UNITED STATES EX REL. VAVRA v. KELLOGG BROWN & ROOT, INC.

United States District Court, Eastern District of Texas (2011)

Facts

Issue

Holding — Crone, J.

Rule

Reasoning

Deep Dive: How the Court Reached Its Decision

Jurisdictional Analysis

The court first addressed KBR's argument regarding jurisdiction, specifically focusing on claims for breach of contract, unjust enrichment, and payment by mistake. KBR contended that these claims fell under the exclusive jurisdiction of the Armed Services Board of Contract Appeals (ASBCA) or the Court of Federal Claims due to their nature as common law contractual claims. However, the United States countered that these claims involved allegations of fraud, which would grant the district court jurisdiction. The court acknowledged this exception, noting that under the Contract Disputes Act (CDA), claims involving fraud are not subject to the exclusive jurisdiction of the ASBCA. Thus, the court concluded that because the United States' claims arose from the same conduct that constituted alleged fraud, jurisdiction was appropriately vested in the district court. This distinction allowed the court to proceed with the analysis of the claims even though the contractual nature of some claims suggested a different jurisdictional avenue.

False Claims Act (FCA) Requirements

The court examined the requirements under the False Claims Act (FCA), emphasizing that the United States must demonstrate a clear link between the alleged fraudulent conduct and the claims for payment submitted to the government. KBR argued that the United States failed to adequately allege that it knowingly submitted false claims or had the requisite intent, as the complaint did not sufficiently connect the kickbacks to inflated claims for payment. The court clarified that liability under the FCA attaches not merely to the fraudulent activity itself but specifically to the claims for payment that are made under false pretenses. It noted that the allegations regarding KBR's acceptance of kickbacks were detailed; however, the complaint lacked reliable indicia that KBR actually presented false claims to the government. The court concluded that the absence of specific facts tying the kickbacks to the claims made it impossible to establish the necessary elements of fraud required under the FCA. Consequently, the court found that the United States did not meet its burden of proof regarding the FCA claims.

Anti-Kickback Act (AKA) Considerations

In analyzing the claims under the Anti-Kickback Act (AKA), the court noted KBR's assertion that the United States improperly alleged a knowing violation of the statute without establishing KBR's vicarious liability for the actions of its employees. KBR pointed out that the statute's provisions regarding penalties for kickbacks do not extend to prime contractors based solely on employee actions unless those actions are intended to benefit the corporation. The court agreed, stating that the knowledge or intent of an employee, when not acting with the purpose of benefiting the employer, cannot be imputed to the corporation for liability under the AKA. The United States failed to provide sufficient allegations demonstrating that KBR employees acted for the corporation's benefit when they accepted the kickbacks. Therefore, the court dismissed the AKA claim, reinforcing the principle that corporate liability under the AKA requires a demonstration of intent to benefit the corporation.
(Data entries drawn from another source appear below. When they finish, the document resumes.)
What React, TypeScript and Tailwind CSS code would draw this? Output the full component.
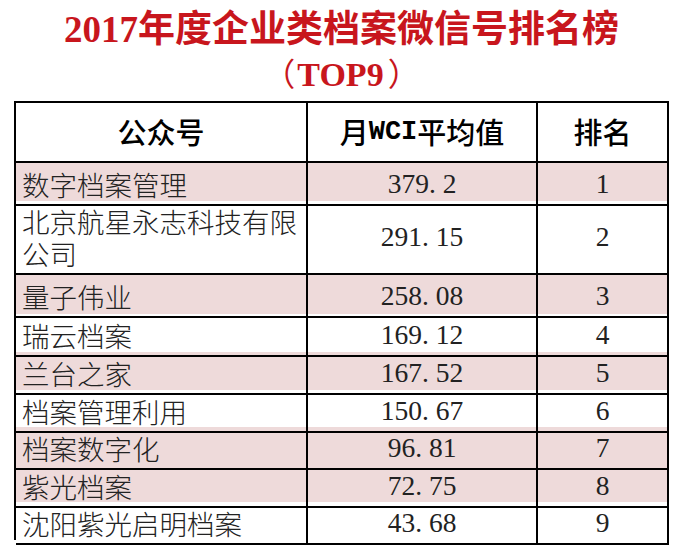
const rows = [
  { name: "数字档案管理", wci: "379.2", rank: "1", pink: true, h: "h-[38px]" },
  { name: "北京航星永志科技有限公司", wci: "291.15", rank: "2", pink: false, h: "h-[74px]" },
  { name: "量子伟业", wci: "258.08", rank: "3", pink: true, h: "h-[39px]" },
  { name: "瑞云档案", wci: "169.12", rank: "4", pink: false, h: "h-[38px]" },
  { name: "兰台之家", wci: "167.52", rank: "5", pink: true, h: "h-[38px]" },
  { name: "档案管理利用", wci: "150.67", rank: "6", pink: false, h: "h-[37px]" },
  { name: "档案数字化", wci: "96.81", rank: "7", pink: true, h: "h-[38px]" },
  { name: "紫光档案", wci: "72.75", rank: "8", pink: true, h: "h-[37px]" },
  { name: "沈阳紫光启明档案", wci: "43.68", rank: "9", pink: false, h: "h-[38px]" },
];

// SimSun-style half-width dot: occupies a full digit cell
function Num({ value }: { value: string }) {
  return (
    <span>
      {value.split("").map((c, i) =>
        c === "." ? (
          <span key={i} className="inline-block w-[0.5em] text-left">
            .
          </span>
        ) : (
          <span key={i}>{c}</span>
        )
      )}
    </span>
  );
}

export default function App() {
  return (
    <div className="w-[683px] h-[553px] bg-white overflow-hidden">
      {/* Title */}
      <div className="pt-[7px] mb-[3px] text-center font-bold text-[#c8161d] [font-family:'Liberation_Serif','Noto_Sans_CJK_SC',serif]">
        <div className="text-[37px] leading-[45px]">2017年度企业类档案微信号排名榜</div>
        <div className="text-[34px] leading-[45px]">
          <span className="font-normal text-[32px]">（</span>
          <span className="ml-[2px] mr-[4px]">TOP9</span>
          <span className="font-normal text-[32px]">）</span>
        </div>
      </div>

      {/* Table */}
      <div className="mx-[14px] border-l-2 border-t-2 border-black">
        <div className="grid grid-cols-[292px_230px_131px] h-[60px] text-[29px] font-medium text-black [font-family:'Noto_Sans_CJK_SC',sans-serif]">
          <div className="flex items-center justify-center border-r-2 border-b-2 border-black">公众号</div>
          <div className="flex items-center justify-center border-r-2 border-b-2 border-black">
            月<span className="[font-family:'Liberation_Mono',monospace] font-bold text-[27px]">WCI</span>平均值
          </div>
          <div className="flex items-center justify-center border-r-2 border-b-2 border-black">排名</div>
        </div>

        {rows.map((r) => (
          <div
            key={r.rank}
            className={`grid grid-cols-[292px_230px_131px] ${r.h} ${r.pink ? "bg-[#eedada]" : "bg-white"} text-[#222]`}
          >
            <div className="flex items-center border-r-2 border-b-2 border-black pl-[6px] pr-1 text-[27.5px] leading-[32px] font-light [font-family:'Noto_Sans_CJK_SC',sans-serif]">
              <span>{r.name}</span>
            </div>
            <div className="flex items-center justify-center border-r-2 border-b-2 border-black text-[27.5px] [font-family:'Liberation_Serif',serif]">
              <Num value={r.wci} />
            </div>
            <div className="flex items-center justify-center border-r-2 border-b-2 border-black text-[27.5px] [font-family:'Liberation_Serif',serif]">
              {r.rank}
            </div>
          </div>
        ))}
      </div>
    </div>
  );
}
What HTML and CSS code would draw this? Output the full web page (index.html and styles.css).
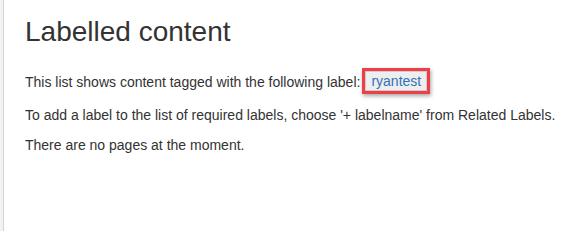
FILE: index.html
```html
<!DOCTYPE html>
<html lang="en">
<head>
    <meta charset="UTF-8">
    <title>Labelled content</title>
    <link rel="stylesheet" href="styles.css">
</head>
<body>
    <div class="page">
        <div class="sidebar"></div>
        <div class="main">
            <h1>Labelled content</h1>
            <p class="first">This list shows content tagged with the following label:<span class="highlight"><a class="label" href="#">ryantest</a></span></p>
            <p>To add a label to the list of required labels, choose '+ labelname' from Related Labels.</p>
            <p>There are no pages at the moment.</p>
        </div>
    </div>
</body>
</html>
```

FILE: styles.css
```css
body {
    margin: 0;
    font-family: "Liberation Sans", Arial, sans-serif;
    color: #333;
    background-color: #fff;
}
.page {
    display: flex;
    min-height: 231px;
}
.sidebar {
    width: 3px;
    background-color: #f2f2f2;
    border-right: 1px solid #d5d5d5;
}
.main {
    padding: 14px 0 0 21px;
    font-size: 14px;
}
h1 {
    font-size: 28px;
    font-weight: normal;
    margin: 0 0 18px 0;
    line-height: 36px;
}
p {
    margin: 0 0 11px 0;
    line-height: 19px;
}
p.first {
    margin-bottom: 11px;
    line-height: 26px;
}
.highlight {
    display: inline-block;
    vertical-align: 1px;
    margin-left: 2px;
    border: 3px solid #ee3f45;
    box-shadow: 1px 2px 4px rgba(0,0,0,0.35);
    line-height: 18px;
}
.label {
    display: block;
    padding: 0 5px;
    background-color: #eceef1;
    border: 1px solid #c9ccd1;
    color: #3572b0;
    text-decoration: none;
}
```
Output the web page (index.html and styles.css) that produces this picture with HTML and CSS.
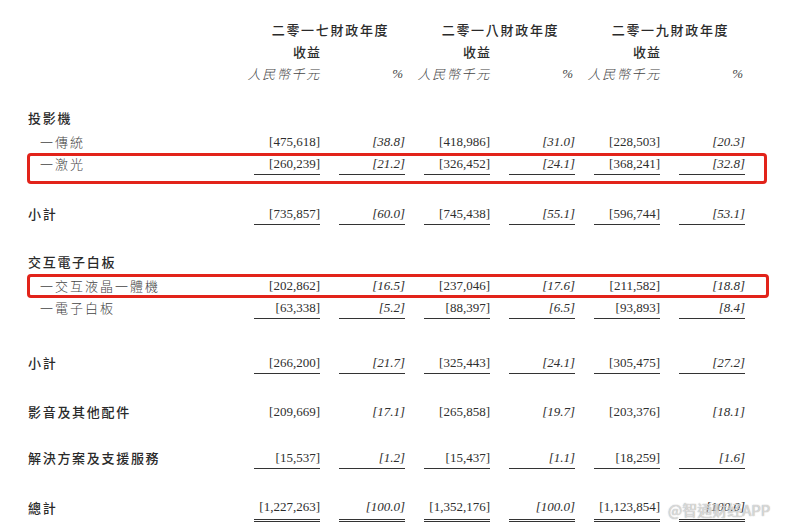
FILE: index.html
```html
<!DOCTYPE html>
<html lang="zh-Hant">
<head>
<meta charset="utf-8">
<link rel="stylesheet" href="styles.css">
</head>
<body>
<div class="sheet">
  <div class="head">
    <div class="row hrow">
      <div></div>
      <div class="year">二零一七財政年度</div>
      <div class="year">二零一八財政年度</div>
      <div class="year">二零一九財政年度</div>
    </div>
    <div class="row hrow">
      <div></div>
      <div class="rev">收益</div><div></div>
      <div class="rev">收益</div><div></div>
      <div class="rev">收益</div><div></div>
    </div>
    <div class="row hrow">
      <div></div>
      <div class="unit">人民幣千元</div><div class="pct-h">%</div>
      <div class="unit">人民幣千元</div><div class="pct-h">%</div>
      <div class="unit">人民幣千元</div><div class="pct-h">%</div>
    </div>
  </div>

  <div class="row r-proj">
    <div class="label main">投影機</div>
  </div>
  <div class="row r-trad">
    <div class="label sub">一傳統</div>
    <div class="num">[475,618]</div><div class="pct">[38.8]</div>
    <div class="num">[418,986]</div><div class="pct">[31.0]</div>
    <div class="num">[228,503]</div><div class="pct">[20.3]</div>
  </div>
  <div class="row r-laser ul boxed box1">
    <div class="label sub">一激光</div>
    <div class="num">[260,239]</div><div class="pct">[21.2]</div>
    <div class="num">[326,452]</div><div class="pct">[24.1]</div>
    <div class="num">[368,241]</div><div class="pct">[32.8]</div>
  </div>
  <div class="row r-sub1 ul">
    <div class="label main">小計</div>
    <div class="num">[735,857]</div><div class="pct">[60.0]</div>
    <div class="num">[745,438]</div><div class="pct">[55.1]</div>
    <div class="num">[596,744]</div><div class="pct">[53.1]</div>
  </div>

  <div class="row r-iwb">
    <div class="label main">交互電子白板</div>
  </div>
  <div class="row r-lcd boxed box2">
    <div class="label sub">一交互液晶一體機</div>
    <div class="num">[202,862]</div><div class="pct">[16.5]</div>
    <div class="num">[237,046]</div><div class="pct">[17.6]</div>
    <div class="num">[211,582]</div><div class="pct">[18.8]</div>
  </div>
  <div class="row r-wb ul">
    <div class="label sub">一電子白板</div>
    <div class="num">[63,338]</div><div class="pct">[5.2]</div>
    <div class="num">[88,397]</div><div class="pct">[6.5]</div>
    <div class="num">[93,893]</div><div class="pct">[8.4]</div>
  </div>
  <div class="row r-sub2 ul">
    <div class="label main">小計</div>
    <div class="num">[266,200]</div><div class="pct">[21.7]</div>
    <div class="num">[325,443]</div><div class="pct">[24.1]</div>
    <div class="num">[305,475]</div><div class="pct">[27.2]</div>
  </div>

  <div class="row r-av">
    <div class="label main">影音及其他配件</div>
    <div class="num">[209,669]</div><div class="pct">[17.1]</div>
    <div class="num">[265,858]</div><div class="pct">[19.7]</div>
    <div class="num">[203,376]</div><div class="pct">[18.1]</div>
  </div>
  <div class="row r-sol ul">
    <div class="label main">解決方案及支援服務</div>
    <div class="num">[15,537]</div><div class="pct">[1.2]</div>
    <div class="num">[15,437]</div><div class="pct">[1.1]</div>
    <div class="num">[18,259]</div><div class="pct">[1.6]</div>
  </div>
  <div class="row r-total dul">
    <div class="label main">總計</div>
    <div class="num">[1,227,263]</div><div class="pct">[100.0]</div>
    <div class="num">[1,352,176]</div><div class="pct">[100.0]</div>
    <div class="num">[1,123,854]</div><div class="pct">[100.0]</div>
  </div>

  <div class="watermark">@智通财经APP</div>
</div>
</body>
</html>
```

FILE: styles.css
```css
html, body {
  margin: 0;
  padding: 0;
  background: #ffffff;
}

.sheet {
  position: relative;
  width: 787px;
  height: 531px;
  box-sizing: border-box;
  padding: 19px 20px 0 28px;
  color: #333333;
  overflow: hidden;
}

.row {
  position: relative;
  display: grid;
  grid-template-columns: 207px repeat(6, 66px);
  column-gap: 19px;
  height: 22px;
}

.row > div {
  box-sizing: border-box;
  height: 22px;
  line-height: 22px;
  white-space: nowrap;
}

.year {
  grid-column: span 2;
  text-align: center;
  font-family: "Noto Sans CJK TC", "Noto Sans CJK SC", sans-serif;
  font-size: 13px;
  font-weight: 500;
  letter-spacing: 1.7px;
  padding-left: 2px;
  color: #2a2a2a;
}

.rev {
  text-align: right;
  font-family: "Noto Sans CJK TC", "Noto Sans CJK SC", sans-serif;
  font-size: 13px;
  font-weight: 500;
  letter-spacing: 1px;
  margin-right: -1px;
  color: #2a2a2a;
}

.unit {
  direction: rtl;
  text-align: right;
  overflow: visible;
  font-family: "Noto Sans CJK TC", "Noto Sans CJK SC", sans-serif;
  font-size: 13px;
  font-style: italic;
  font-weight: 300;
  letter-spacing: 1.7px;
  margin-right: -1px;
  color: #444444;
}

.pct-h {
  text-align: right;
  font-family: "Liberation Serif", serif;
  font-size: 13px;
  font-style: italic;
  color: #444444;
  padding-right: 2px;
}

.label {
  font-family: "Noto Sans CJK TC", "Noto Sans CJK SC", sans-serif;
  font-size: 13px;
}

.label.main {
  font-weight: 500;
  letter-spacing: 1.7px;
  color: #2a2a2a;
}

.label.sub {
  font-weight: 300;
  letter-spacing: 2px;
  padding-left: 12px;
  color: #444444;
}

.num,
.pct {
  text-align: right;
  font-family: "Liberation Serif", "Times New Roman", serif;
  font-size: 13px;
  color: #2e2e2e;
}

.pct {
  font-style: italic;
}

.ul .num,
.ul .pct {
  border-bottom: 1px solid #333333;
  line-height: 21px;
}

.dul .num,
.dul .pct {
  border-bottom: 3px double #333333;
  line-height: 20px;
  height: 25px;
}

.head { margin-bottom: 22px; }
.r-trad { margin-top: 2px; }
.r-sub1 { margin-top: 28px; }
.r-iwb { margin-top: 26px; }
.r-lcd { margin-top: 2px; }
.r-sub2 { margin-top: 33px; }
.r-av { margin-top: 27px; }
.r-sol { margin-top: 24px; }
.r-total { margin-top: 28px; }

.boxed::after {
  content: "";
  position: absolute;
  left: -1px;
  border: 3px solid #e2231a;
  border-radius: 4px;
  box-sizing: border-box;
  pointer-events: none;
}

.box1::after {
  top: 0;
  width: 740px;
  height: 31px;
}

.box2::after {
  top: -1px;
  width: 742px;
  height: 24px;
}

.watermark {
  position: absolute;
  left: 668px;
  top: 500px;
  font-family: "Noto Sans CJK SC", "Noto Sans", sans-serif;
  font-size: 15px;
  line-height: 20px;
  color: rgba(255, 255, 255, 0.55);
  text-shadow: 0 0 1px rgba(140, 140, 140, 0.6), 0 0 1px rgba(140, 140, 140, 0.6);
  letter-spacing: 0;
}
```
Quasi-Contractual Claims Dismissal

The court further considered KBR's motion to dismiss the United States' quasi-contractual claims for unjust enrichment and payment by mistake. KBR argued that these claims should be dismissed because they were subsumed by the express contract, LOGCAP III, which governed the relationship between the parties. The United States contended that the liberal pleading rules allowed for alternate theories of recovery, including quasi-contractual claims. However, the court held that once an express contract exists between parties, quasi-contractual claims cannot be maintained. It noted that both parties acknowledged the validity of the LOGCAP III contract, which explicitly governed their relationship. Consequently, the court ruled that the United States could not pursue claims for unjust enrichment or payment by mistake, dismissing these claims with prejudice due to the clear existence of an express contractual relationship.

Conclusion of the Court's Ruling

Ultimately, the court granted KBR's motion to dismiss in part and denied it in part. It found the claims under the FCA and AKA insufficiently pled, dismissing them without prejudice, allowing for the possibility of re-filing if the United States could correct the deficiencies in its allegations. Conversely, the court dismissed the quasi-contractual claims for unjust enrichment and payment by mistake with prejudice, citing the governing express contract as a bar to such claims. This ruling emphasized the importance of establishing a direct link between alleged fraudulent conduct and claims for payment, as well as the constraints imposed by existing contractual agreements in determining the viability of legal claims. The court's decision highlighted the legal standards required to plead fraud adequately and the limitations on pursuing alternative claims when a contract governs the relationship between the parties.